Subject: Re: Deep inference and speed-up in proof search

Hi Raj,

no, I'm not making any confusion, I do mean that we can do in CoS what one can do in the sequent calculus (for example), including having a proof search space of the same size. I'll show you a simple example below.

My p-simulation result is stronger than you suggest (and completely trivial!, at least for the sequent calculus). It says that for every system X in the sequent calculus there is a system XS in CoS whose proof search space is exactly the same as the one of X, meaning that the trees are isomorphic and there is a bijective correspondence between every proof (attempt) for XS and every proof (attempt) for X, and these objects all have the same size. In other words: it's a straightforward isomorphism.

For example, system GS1pS is the following system, trivially obtained from GS1p:

GS1p GS1pS
==== =====


--- ~> --- ,
t t

C
----- ~> ---------- ,
A, -A (C,[A,-A])

Phi, A Psi, B (C,[Phi,A],[Psi,B])
--------------- ~> ------------------- ,
Phi, Psi, A^B (C,[Phi,Psi,(A,B)])

Phi, A, B
--------- ~> (nothing) ,
Phi, AVB

Phi, A, A (C,[Phi,A,A])
--------- ~> ------------- ,
Phi, A (C,[Phi,A])

Phi (C,Phi)
------ ~> ----------- .
Phi, A (C,[Phi,A])

As you see, GS1pS is just a trivial change of notation, the external conjunction keeps the branches of the tree, and then one looks inside disjunctions at level one for sequents. GS1pS has *the same* search space of GS1p. Of course, no deep inference is used here, all rules are shallow. (And so, using GS1pS would be pointless.)

Suppose now that you want to use a bit of CoS features, for example you can add a medial rule to system GS1pS:

(C,[(A,D),(B,E)])
----------------- .
(C,[A,B],[D,E])

Now the proof search space becomes wider (more rules = more choices), but you'll also find shorter proofs.
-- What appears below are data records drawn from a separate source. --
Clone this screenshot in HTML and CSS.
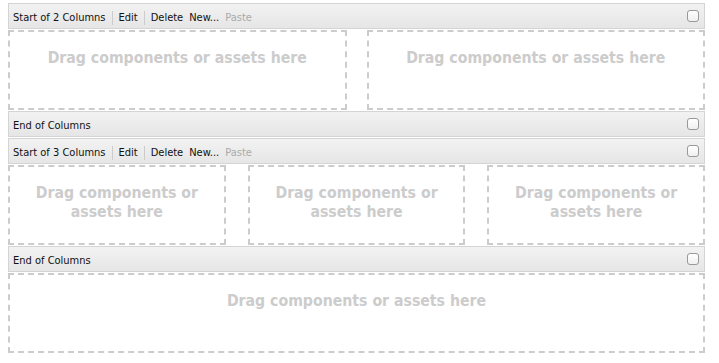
FILE: index.html
```html
<!DOCTYPE html>
<html lang="en">
<head>
    <meta charset="UTF-8">
    <title>Columns</title>
    <link rel="stylesheet" href="styles.css">
</head>
<body>
    <div class="page">
        <div class="bar">
            <span class="label">Start of 2 Columns</span>
            <span class="sep"></span>
            <span class="act">Edit</span>
            <span class="sep"></span>
            <span class="act">Delete</span>
            <span class="act">New...</span>
            <span class="act off">Paste</span>
            <span class="check"></span>
        </div>
        <div class="cols">
            <div class="drop">Drag components or assets here</div>
            <div class="drop">Drag components or assets here</div>
        </div>
        <div class="bar">
            <span class="label">End of Columns</span>
            <span class="check"></span>
        </div>
        <div class="bar">
            <span class="label">Start of 3 Columns</span>
            <span class="sep"></span>
            <span class="act">Edit</span>
            <span class="sep"></span>
            <span class="act">Delete</span>
            <span class="act">New...</span>
            <span class="act off">Paste</span>
            <span class="check"></span>
        </div>
        <div class="cols three">
            <div class="drop">Drag components or assets here</div>
            <div class="drop">Drag components or assets here</div>
            <div class="drop">Drag components or assets here</div>
        </div>
        <div class="bar">
            <span class="label">End of Columns</span>
            <span class="check"></span>
        </div>
        <div class="drop wide">Drag components or assets here</div>
    </div>
</body>
</html>
```

FILE: styles.css
```css
* {
    margin: 0;
    padding: 0;
    box-sizing: border-box;
}

body {
    background: #fff;
    font-family: "DejaVu Sans Condensed", "DejaVu Sans", sans-serif;
}

.page {
    width: 697px;
    margin: 3px 0 0 8px;
    display: flex;
    flex-direction: column;
    gap: 1px;
}

.bar {
    height: 26px;
    border: 1px solid #d4d4d4;
    background: linear-gradient(#f2f2f2, #e6e6e6);
    display: flex;
    align-items: center;
    gap: 6px;
    padding: 3px 5px 0 4px;
    font-size: 11px;
    color: #111;
}

.sep {
    width: 1px;
    height: 14px;
    background: #ccc;
}

.act.off {
    color: #aaa;
}

/* checkbox sits a bit higher than the text */
.check {
    margin-left: auto;
    margin-top: -3px;
    width: 12px;
    height: 12px;
    border: 1px solid #999;
    border-radius: 3px;
    background: linear-gradient(#fff, #f0f0f0);
}

.cols {
    display: flex;
    gap: 20px;
}

.cols .drop {
    flex: 1;
}

.cols.three {
    gap: 22px;
}

.drop {
    min-height: 80px;
    border: 2px dashed #ccc;
    padding: 16px 10px 0;
    text-align: center;
    font-weight: bold;
    font-size: 15.7px;
    line-height: 19px;
    color: #ccc;
}
```
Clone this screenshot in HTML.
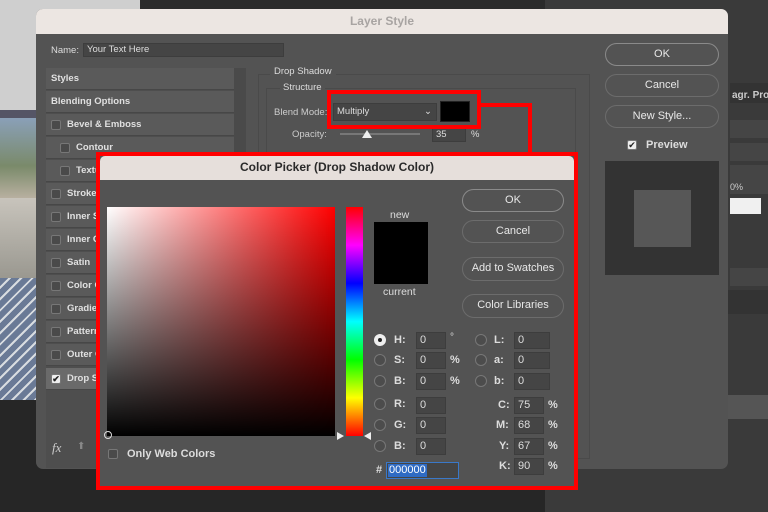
<!DOCTYPE html>
<html><head><meta charset="utf-8"><style>
*{margin:0;padding:0;box-sizing:border-box}
body{width:768px;height:512px;overflow:hidden;position:relative;background:#262626;font-family:"Liberation Sans",sans-serif;color:#ddd;font-size:10px}
div,span{position:absolute;white-space:nowrap}
.row{left:46px;width:188px;height:22px;background:#5a5a5a;border-bottom:1px solid #474747;font-weight:bold;font-size:9.5px;color:#e0e0e0;line-height:22px}
.cb{width:10px;height:10px;border:1px solid #777;background:#4a4a4a;border-radius:2px}
.btn{border:1.5px solid #8a8a8a;border-radius:12px;text-align:center;color:#e8e8e8;font-size:11px}
.inp{background:#454545;border:1px solid #3d3d3d;color:#ddd;font-size:11px;padding-left:3px;height:17px;line-height:15px}
.rad{width:12px;height:12px;border-radius:50%;border:1px solid #777;background:#4c4c4c}
.lb{font-size:11px;font-weight:bold;color:#ddd}
.red{border:4px solid #f00}
</style></head><body>
<div style="left:0;top:0;width:140px;height:120px;background:#cfcfcf"></div>
<div style="left:140px;top:0;width:405px;height:10px;background:#2b2b2b"></div>
<div style="left:545px;top:0;width:223px;height:512px;background:#3a3a3a"></div>
<div style="left:0;top:110px;width:36px;height:8px;background:#556"></div>
<div style="left:0;top:118px;width:36px;height:80px;background:linear-gradient(#8aa0b8,#7a8a6a 60%,#b8b0a0)"></div>
<div style="left:0;top:198px;width:36px;height:80px;background:linear-gradient(#c8c4bc,#9a9890)"></div>
<div style="left:0;top:278px;width:36px;height:122px;background:repeating-linear-gradient(135deg,#6a7a96 0 6px,#d8dce0 6px 8px)"></div>
<div style="left:0;top:400px;width:36px;height:112px;background:#262626"></div>
<div style="left:730px;top:83px;width:38px;height:20px;background:#333"></div>
<div style="left:732px;top:90px;color:#ccc;font-size:10px;font-weight:bold">agr. Pro</div>
<div style="left:730px;top:120px;width:38px;height:18px;background:#454545"></div>
<div style="left:730px;top:143px;width:38px;height:18px;background:#454545"></div>
<div style="left:730px;top:165px;width:38px;height:18px;background:#454545"></div>
<div style="left:730px;top:182px;width:38px;height:12px;background:#454545;color:#ccc;font-size:9px">0%</div>
<div style="left:730px;top:198px;width:31px;height:16px;background:#f0f0f0"></div>
<div style="left:730px;top:268px;width:38px;height:18px;background:#454545"></div>
<div style="left:728px;top:290px;width:40px;height:24px;background:#333"></div>
<div style="left:728px;top:395px;width:40px;height:24px;background:#555"></div>
<div style="left:36px;top:9px;width:692px;height:460px;background:#535353;border-radius:7px;overflow:hidden">
 <div style="left:0;top:0;width:692px;height:25px;background:#ece6e2;text-align:center;line-height:24px;font-size:12px;font-weight:bold;color:#a8a4a2">Layer Style</div>
</div>
<div style="left:51px;top:45px;font-size:9.5px;color:#ddd">Name:</div>
<div class="inp" style="left:83px;top:43px;width:201px;height:14px;font-size:9.5px;line-height:12px">Your Text Here</div>
<div style="left:46px;top:68px;width:200px;height:400px;background:#4e4e4e"></div>
<div style="left:234px;top:68px;width:12px;height:330px;background:#4a4a4a"></div>
<div class="row" style="top:68px;padding-left:5px">Styles</div>
<div class="row" style="top:91px;padding-left:5px">Blending Options</div>
<div class="row" style="top:114px"><span class="cb" style="left:5px;top:6px"></span><span style="left:21px">Bevel &amp; Emboss</span></div>
<div class="row" style="top:137px"><span class="cb" style="left:14px;top:6px"></span><span style="left:30px">Contour</span></div>
<div class="row" style="top:160px"><span class="cb" style="left:14px;top:6px"></span><span style="left:30px">Texture</span></div>
<div class="row" style="top:183px"><span class="cb" style="left:5px;top:6px"></span><span style="left:21px">Stroke</span></div>
<div class="row" style="top:206px"><span class="cb" style="left:5px;top:6px"></span><span style="left:21px">Inner Shadow</span></div>
<div class="row" style="top:229px"><span class="cb" style="left:5px;top:6px"></span><span style="left:21px">Inner Glow</span></div>
<div class="row" style="top:252px"><span class="cb" style="left:5px;top:6px"></span><span style="left:21px">Satin</span></div>
<div class="row" style="top:275px"><span class="cb" style="left:5px;top:6px"></span><span style="left:21px">Color Overlay</span></div>
<div class="row" style="top:298px"><span class="cb" style="left:5px;top:6px"></span><span style="left:21px">Gradient</span></div>
<div class="row" style="top:321px"><span class="cb" style="left:5px;top:6px"></span><span style="left:21px">Pattern</span></div>
<div class="row" style="top:344px"><span class="cb" style="left:5px;top:6px"></span><span style="left:21px">Outer Glow</span></div>
<div class="row" style="top:368px;background:#6a6a6a"><span class="cb" style="left:5px;top:6px;background:#eee;color:#222;font-size:9px;line-height:8px;text-align:center">✔</span><span style="left:21px">Drop Shadow</span></div>
<div style="left:52px;top:440px;font-style:italic;font-size:13px;color:#ccc;font-family:'Liberation Serif',serif">fx</div>
<div style="left:77px;top:441px;color:#888;font-size:10px">⬆</div>
<div style="left:258px;top:74px;width:332px;height:385px;border:1px solid #4a4a4a"></div>
<div style="left:270px;top:66px;background:#535353;padding:0 4px;font-size:9.5px;color:#ddd">Drop Shadow</div>
<div style="left:266px;top:88px;width:310px;height:300px;border:1px solid #4a4a4a"></div>
<div style="left:280px;top:82px;background:#535353;padding:0 3px;font-size:9.5px;color:#ddd">Structure</div>
<div style="left:274px;top:107px;font-size:9.5px;color:#ccc">Blend Mode:</div>
<div class="inp" style="left:333px;top:103px;width:104px;height:18px;font-size:9.5px;line-height:16px">Multiply<span style="right:4px;top:0">⌄</span></div>
<div style="left:440px;top:101px;width:30px;height:21px;background:#000;border:1px solid #222"></div>
<div style="left:292px;top:129px;font-size:9.5px;color:#ccc">Opacity:</div>
<div style="left:340px;top:133px;width:80px;height:2px;background:#777"></div>
<div style="left:362px;top:130px;width:0;height:0;border-left:5px solid transparent;border-right:5px solid transparent;border-bottom:8px solid #eee"></div>
<div class="inp" style="left:432px;top:128px;width:34px;height:14px;font-size:9.5px;line-height:12px">35</div>
<div style="left:471px;top:129px;font-size:9.5px">%</div>
<div class="red" style="left:327px;top:90px;width:154px;height:39px"></div>
<div style="left:478px;top:103px;width:54px;height:4px;background:#f00"></div>
<div style="left:528px;top:103px;width:4px;height:52px;background:#f00"></div>
<div class="btn" style="left:605px;top:43px;width:114px;height:23px;line-height:20px">OK</div>
<div class="btn" style="left:605px;top:74px;width:114px;height:23px;line-height:20px;border-color:#6c6c6c">Cancel</div>
<div class="btn" style="left:605px;top:105px;width:114px;height:23px;line-height:20px;border-color:#6c6c6c">New Style...</div>
<div class="cb" style="left:627px;top:140px;background:#eee;color:#222;font-size:9px;line-height:8px;text-align:center">✔</div>
<div style="left:646px;top:139px;font-size:11px;font-weight:bold;color:#ddd">Preview</div>
<div style="left:605px;top:161px;width:114px;height:114px;background:#333"></div>
<div style="left:634px;top:190px;width:57px;height:57px;background:#575757"></div>
<div class="red" style="left:96px;top:152px;width:482px;height:338px;background:#535353"></div>
<div style="left:100px;top:156px;width:474px;height:24px;background:#e6dfdb;border-radius:5px 5px 0 0;text-align:center;line-height:22px;font-size:12px;font-weight:bold;color:#2a2a2a">Color Picker (Drop Shadow Color)</div>
<div style="left:107px;top:207px;width:228px;height:229px;background:linear-gradient(to bottom,rgba(0,0,0,0),#000),linear-gradient(to right,#fff,#f00)"></div>
<div style="left:104px;top:431px;width:8px;height:8px;border:1.5px solid #ddd;border-radius:50%"></div>
<div style="left:346px;top:207px;width:17px;height:229px;background:linear-gradient(to bottom,#f00,#f0f,#00f,#0ff,#0f0,#ff0,#f00)"></div>
<div style="left:337px;top:432px;width:0;height:0;border-top:4px solid transparent;border-bottom:4px solid transparent;border-left:7px solid #eee"></div>
<div style="left:364px;top:432px;width:0;height:0;border-top:4px solid transparent;border-bottom:4px solid transparent;border-right:7px solid #eee"></div>
<div style="left:390px;top:209px;font-size:10.5px;color:#ddd">new</div>
<div style="left:374px;top:222px;width:54px;height:62px;background:#000"></div>
<div style="left:383px;top:286px;font-size:10.5px;color:#ddd">current</div>
<div class="btn" style="left:462px;top:189px;width:102px;height:23px;line-height:20px">OK</div>
<div class="btn" style="left:462px;top:220px;width:102px;height:23px;line-height:20px;border-color:#6c6c6c">Cancel</div>
<div class="btn" style="left:462px;top:257px;width:102px;height:24px;line-height:21px;border-color:#6c6c6c">Add to Swatches</div>
<div class="btn" style="left:462px;top:294px;width:102px;height:24px;line-height:21px;border-color:#6c6c6c">Color Libraries</div>
<div class="rad" style="left:374px;top:334px;background:#eee;border-color:#eee"><span style="left:3px;top:3px;width:4px;height:4px;border-radius:50%;background:#222"></span></div>
<div class="lb" style="left:394px;top:334px">H:</div><div class="inp" style="left:416px;top:332px;width:30px">0</div><div style="left:450px;top:332px;font-size:10px">°</div>
<div class="rad" style="left:374px;top:354px"></div>
<div class="lb" style="left:394px;top:354px">S:</div><div class="inp" style="left:416px;top:352px;width:30px">0</div><div class="lb" style="left:450px;top:354px">%</div>
<div class="rad" style="left:374px;top:375px"></div>
<div class="lb" style="left:394px;top:375px">B:</div><div class="inp" style="left:416px;top:373px;width:30px">0</div><div class="lb" style="left:450px;top:375px">%</div>
<div class="rad" style="left:374px;top:398px"></div>
<div class="lb" style="left:394px;top:398px">R:</div><div class="inp" style="left:416px;top:397px;width:30px">0</div>
<div class="rad" style="left:374px;top:419px"></div>
<div class="lb" style="left:394px;top:419px">G:</div><div class="inp" style="left:416px;top:417px;width:30px">0</div>
<div class="rad" style="left:374px;top:440px"></div>
<div class="lb" style="left:394px;top:440px">B:</div><div class="inp" style="left:416px;top:438px;width:30px">0</div>
<div class="lb" style="left:376px;top:464px">#</div>
<div class="inp" style="left:386px;top:462px;width:73px;height:17px;border:1px solid #3a78c8;padding-left:1px"><span style="left:1px;top:1px;background:#2f6bc4;color:#fff;padding:0 1px;line-height:13px">000000</span></div>
<div class="rad" style="left:475px;top:334px"></div>
<div class="lb" style="left:494px;top:334px">L:</div><div class="inp" style="left:514px;top:332px;width:36px">0</div>
<div class="rad" style="left:475px;top:354px"></div>
<div class="lb" style="left:494px;top:354px">a:</div><div class="inp" style="left:514px;top:352px;width:36px">0</div>
<div class="rad" style="left:475px;top:375px"></div>
<div class="lb" style="left:494px;top:375px">b:</div><div class="inp" style="left:514px;top:373px;width:36px">0</div>
<div class="lb" style="left:498px;top:399px">C:</div><div class="inp" style="left:514px;top:397px;width:30px">75</div><div class="lb" style="left:548px;top:399px">%</div>
<div class="lb" style="left:496px;top:419px">M:</div><div class="inp" style="left:514px;top:417px;width:30px">68</div><div class="lb" style="left:548px;top:419px">%</div>
<div class="lb" style="left:499px;top:440px">Y:</div><div class="inp" style="left:514px;top:438px;width:30px">67</div><div class="lb" style="left:548px;top:440px">%</div>
<div class="lb" style="left:499px;top:460px">K:</div><div class="inp" style="left:514px;top:458px;width:30px">90</div><div class="lb" style="left:548px;top:460px">%</div>
<div class="cb" style="left:108px;top:449px"></div>
<div style="left:127px;top:448px;font-size:11px;font-weight:bold;color:#ddd">Only Web Colors</div>
</body></html>
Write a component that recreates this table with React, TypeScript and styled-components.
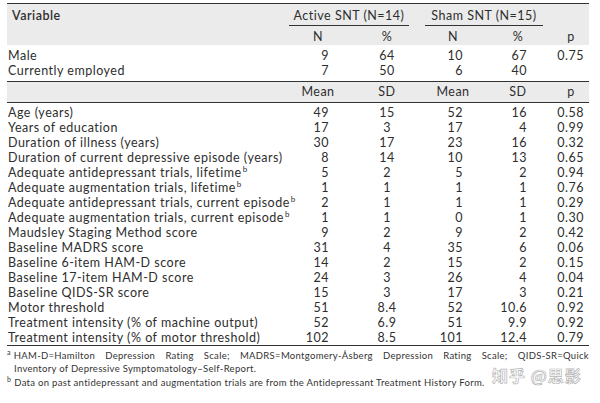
import React from "react";
import styled, { createGlobalStyle } from "styled-components";

const GlobalStyle = createGlobalStyle`
    body {
        margin: 0;
        background: #ffffff;
        font-family: Lato, "Noto Sans", sans-serif;
        color: #2e2e2e;
    }
`;

const COLUMNS = "278px 66px 72px 60px 70px 36px";

const Page = styled.div`
    position: relative;
    width: 600px;
    height: 403px;
    box-sizing: border-box;
    padding: 3px 11px 0 7px;
    overflow: hidden;
`;

const Table = styled.div`
    width: 582px;
    border-top: 1.5px solid #333;
    font-size: 12.5px;
    letter-spacing: 0.5px;
`;

const HeadBlock = styled.div`
    background: #ebebeb;
`;

const Row = styled.div<{ $height?: number }>`
    display: grid;
    grid-template-columns: ${COLUMNS};
    line-height: ${(p) => (p.$height ? `${p.$height}px` : "15px")};
`;

const HeadCell = styled.div`
    text-align: center;
`;

const VariableHead = styled.div`
    padding: 3px 0 0 5px;
    line-height: 18px;
    font-weight: 600;
`;

const GroupCell = styled.div`
    grid-column: span 2;
    padding-top: 3px;
`;

const GroupLabel = styled.div<{ $left: number; $right: number }>`
    margin: 0 ${(p) => p.$right}px 0 ${(p) => p.$left}px;
    line-height: 18px;
    text-align: center;
    border-bottom: 1px solid #333;
`;

const SubHeadRow = styled(Row)`
    padding-top: 2px;
`;

const CountBlock = styled.div`
    padding: 4px 0 3px;
`;

const StatsHead = styled.div`
    background: #ebebeb;
    border-top: 1.5px solid #333;
    border-bottom: 1px solid #333;
`;

const BodyBlock = styled.div`
    padding-top: 1.5px;
    border-bottom: 1.5px solid #333;
`;

const Label = styled.div`
    padding-left: 1px;
    white-space: nowrap;
`;

const Value = styled.div<{ $align: "right" | "center"; $pad: number }>`
    text-align: ${(p) => p.$align};
    padding-right: ${(p) => p.$pad}px;
`;

const Sup = styled.sup`
    font-size: 8px;
    line-height: 0;
    vertical-align: 5px;
    margin-left: 1px;
`;

const Notes = styled.div`
    padding-top: 3px;
    width: 582px;
    font-size: 9.5px;
    line-height: 13.5px;
    letter-spacing: 0.3px;
    color: #333;
`;

const NoteLine = styled.div<{ $justify?: boolean; $indent?: boolean }>`
    white-space: nowrap;
    padding-left: ${(p) => (p.$indent ? "7px" : "0")};
    text-align: ${(p) => (p.$justify ? "justify" : "left")};
    text-align-last: ${(p) => (p.$justify ? "justify" : "auto")};
`;

const NoteMark = styled.sup`
    font-size: 7px;
    line-height: 0;
    vertical-align: 4px;
    margin-right: 3px;
`;

const Watermark = styled.div`
    position: absolute;
    left: 492px;
    top: 365px;
    font-family: "Noto Sans CJK SC", sans-serif;
    font-size: 16px;
    font-weight: 700;
    line-height: 20px;
    letter-spacing: 1px;
    color: rgba(255, 255, 255, 0.75);
    -webkit-text-stroke: 0.7px #b5b5b5;
`;

const ALIGNS: { align: "right" | "center"; pad: number }[] = [
    { align: "right", pad: 22 },
    { align: "center", pad: 0 },
    { align: "right", pad: 20 },
    { align: "right", pad: 26 },
    { align: "right", pad: 5 },
];

type DataRow = { label: string; note?: string; values: string[] };

const counts: DataRow[] = [
    { label: "Male", values: ["9", "64", "10", "67", "0.75"] },
    { label: "Currently employed", values: ["7", "50", "6", "40", ""] },
];

const stats: DataRow[] = [
    { label: "Age (years)", values: ["49", "15", "52", "16", "0.58"] },
    { label: "Years of education", values: ["17", "3", "17", "4", "0.99"] },
    { label: "Duration of illness (years)", values: ["30", "17", "23", "16", "0.32"] },
    { label: "Duration of current depressive episode (years)", values: ["8", "14", "10", "13", "0.65"] },
    { label: "Adequate antidepressant trials, lifetime", note: "b", values: ["5", "2", "5", "2", "0.94"] },
    { label: "Adequate augmentation trials, lifetime", note: "b", values: ["1", "1", "1", "1", "0.76"] },
    { label: "Adequate antidepressant trials, current episode", note: "b", values: ["2", "1", "1", "1", "0.29"] },
    { label: "Adequate augmentation trials, current episode", note: "b", values: ["1", "1", "0", "1", "0.30"] },
    { label: "Maudsley Staging Method score", values: ["9", "2", "9", "2", "0.42"] },
    { label: "Baseline MADRS score", values: ["31", "4", "35", "6", "0.06"] },
    { label: "Baseline 6-item HAM-D score", values: ["14", "2", "15", "2", "0.15"] },
    { label: "Baseline 17-item HAM-D score", values: ["24", "3", "26", "4", "0.04"] },
    { label: "Baseline QIDS-SR score", values: ["15", "3", "17", "3", "0.21"] },
    { label: "Motor threshold", values: ["51", "8.4", "52", "10.6", "0.92"] },
    { label: "Treatment intensity (% of machine output)", values: ["52", "6.9", "51", "9.9", "0.92"] },
    { label: "Treatment intensity (% of motor threshold)", values: ["102", "8.5", "101", "12.4", "0.79"] },
];

const renderRow = (row: DataRow, height?: number) => (
    <Row key={row.label} $height={height}>
        <Label>
            {row.label}
            {row.note && <Sup>{row.note}</Sup>}
        </Label>
        {row.values.map((v, i) => (
            <Value key={i} $align={ALIGNS[i].align} $pad={ALIGNS[i].pad}>
                {v}
            </Value>
        ))}
    </Row>
);

const App: React.FC = () => {
    return (
        <Page>
            <GlobalStyle />
            <Table>
                <HeadBlock>
                    <Row>
                        <VariableHead>Variable</VariableHead>
                        <GroupCell>
                            <GroupLabel $left={4} $right={14}>Active SNT (N=14)</GroupLabel>
                        </GroupCell>
                        <GroupCell>
                            <GroupLabel $left={2} $right={10}>Sham SNT (N=15)</GroupLabel>
                        </GroupCell>
                    </Row>
                    <SubHeadRow $height={17}>
                        <div />
                        <HeadCell>N</HeadCell>
                        <HeadCell>%</HeadCell>
                        <HeadCell>N</HeadCell>
                        <HeadCell>%</HeadCell>
                        <HeadCell>p</HeadCell>
                    </SubHeadRow>
                </HeadBlock>
                <CountBlock>{counts.map((r) => renderRow(r, 14.5))}</CountBlock>
                <StatsHead>
                    <Row $height={20}>
                        <div />
                        <HeadCell>Mean</HeadCell>
                        <HeadCell>SD</HeadCell>
                        <HeadCell>Mean</HeadCell>
                        <HeadCell>SD</HeadCell>
                        <HeadCell>p</HeadCell>
                    </Row>
                </StatsHead>
                <BodyBlock>{stats.map((r) => renderRow(r))}</BodyBlock>
            </Table>
            <Notes>
                <NoteLine $justify>
                    <NoteMark>a</NoteMark>
                    HAM-D=Hamilton Depression Rating Scale; MADRS=Montgomery-Åsberg Depression Rating Scale; QIDS-SR=Quick
                </NoteLine>
                <NoteLine $indent>Inventory of Depressive Symptomatology–Self-Report.</NoteLine>
                <NoteLine>
                    <NoteMark>b</NoteMark>
                    Data on past antidepressant and augmentation trials are from the Antidepressant Treatment History Form.
                </NoteLine>
            </Notes>
            <Watermark>知乎 @思影</Watermark>
        </Page>
    );
};

export default App;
You can also add a deeper version of medial, like

S[(A,D),(B,E)]
-------------- ,
S([A,B],[D,E])

and the proof search width becomes even larger but even shorter proofs are available; and so on.

On the other hand you can also think about removing rules, and trading again width of the search space with length of proofs. Of course, one might also think about using heuristics on top of these proof search strategies.

The point is that you can play this game with huge freedom in deep inference, and you will never go outside of proof theory, meaning that you know that there is an underlying system with all the proof theoretic properties you can desire. For example, splitting theorems give you an immediate property similar to uniform provability which is completely impossible in shallow systems. This alone cuts down the size of the search space exponentially.

Now, I think it's *very likely* that by playing this trade-off game between width of the search space and length of proofs one will find an optimal solution which will be much better (and much different) than what is available in shallow systems. This, simply because we are removing a constraint that goes right in the way of provability.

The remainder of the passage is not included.